Gallery of prints for sale

Thursday 2 March 2017

Jan Both’s etching, “Landscape with a Large Tree”, 1636–52

Jan Both (aka Jan Dirksz Both) (1618/22–52)
“Landscape with a Large Tree” or “Le Grand Arbre” (The Tall Tree), 1636–52, from the series, “Four Vertical Landscapes” (Bartsch title) or “Italianate Landscapes” (BM title).

Note that the British Museum holds a copy of this print inscribed “TMatham ex." signifying that the print in that later state was published by Theodor Matham (1605/1606–76).

Etching on fine laid paper trimmed on or within the plate-mark and lined onto a conservator’s support sheet.
Size: (sheet) 26.4 x 20.5 cm
Inscribed with the artist’s name and fecit note at the upper-right corner: “Both fe
State ii (of iii?)
Hollstein 3.II Bartsch V.206.3; TIB 7(5)3 (206) (p. 9)

The British Museum offers the following description of this print:
“The Tall Tree. A tree standing at centre in front of a mountain road passing the cliffs at left as it winds down towards a valley in right background, various figures on the road, some on horseback, others accompanying cattle; from a series of four upright landscapes” ( )

Condition: well-inked and crisp impression trimmed at or within the plate-mark and laid onto a support sheet.
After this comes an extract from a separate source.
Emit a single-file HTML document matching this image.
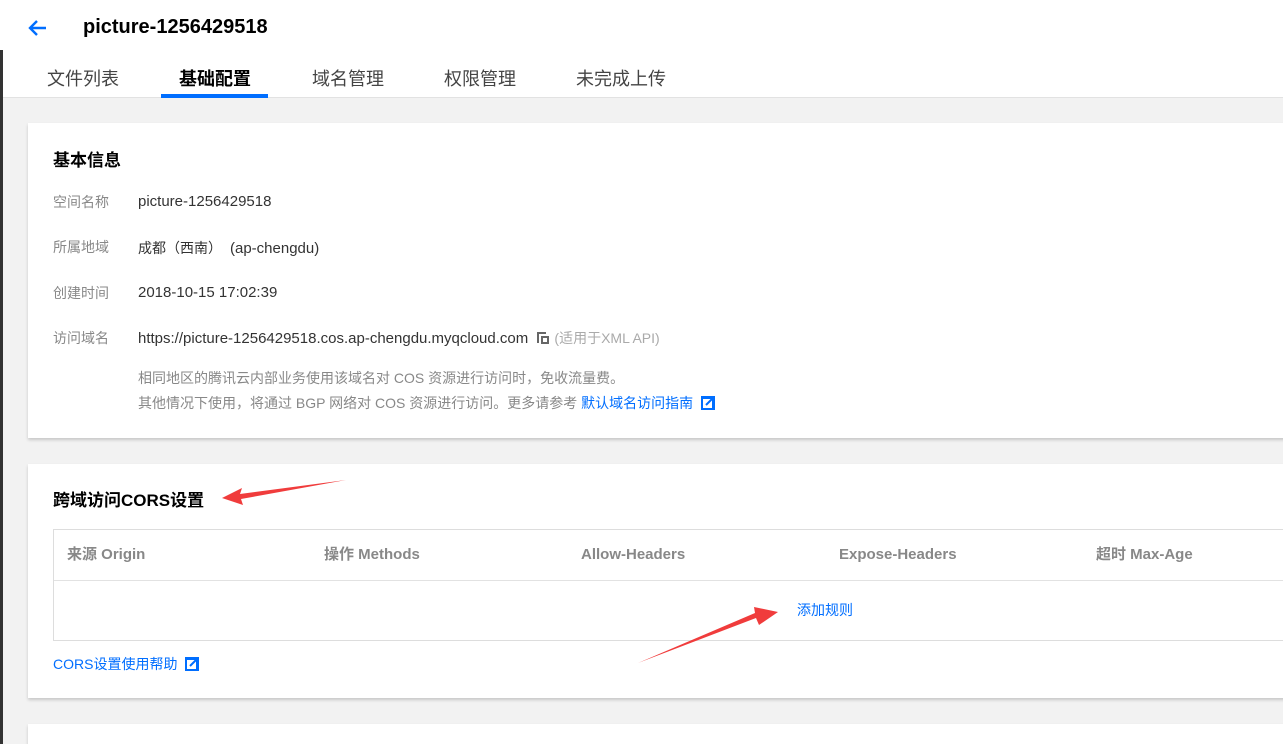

There are a few tiny dots and other minor imperfections otherwise the print is in exceptionally good condition for its age.

I am selling this almost iconic image of landscape by Jan Both for the total cost of AU$265 (currently US$200.36/EUR190.43/GBP163.37 at the time of this listing) including postage and handling to anywhere in the world.
If you are interested in purchasing this portrait of a tree, please contact me ( and I will send you a PayPal invoice to make the payment easy.

This print has been sold

In the eyes of many of the old masters, trees are more than simply trees. For instance they can represent the link between the temporal and heavenly realms. They can also embody the spirit of the landscape and may even be a psychological portrait of the artists themselves. There is one use, however, that I find especially interesting: the use of trees to symbolise the cycle of life—the never ending rhythm of life, death and regeneration.

Jan Both may not have consciously planned to connote a cycle of life in this spectacularly beautiful etching. Nevertheless, his deliberate appropriation of design elements extracted from the Italian tradition (e.g. use of a “U”-shaped composition with an “S”-shaped meandering path leading into the distance) may have inadvertently guided his arrangement of trees to symbolise the cycle of life wherein a healthy adult tree is juxtaposed with a dead tree and lush undergrowth.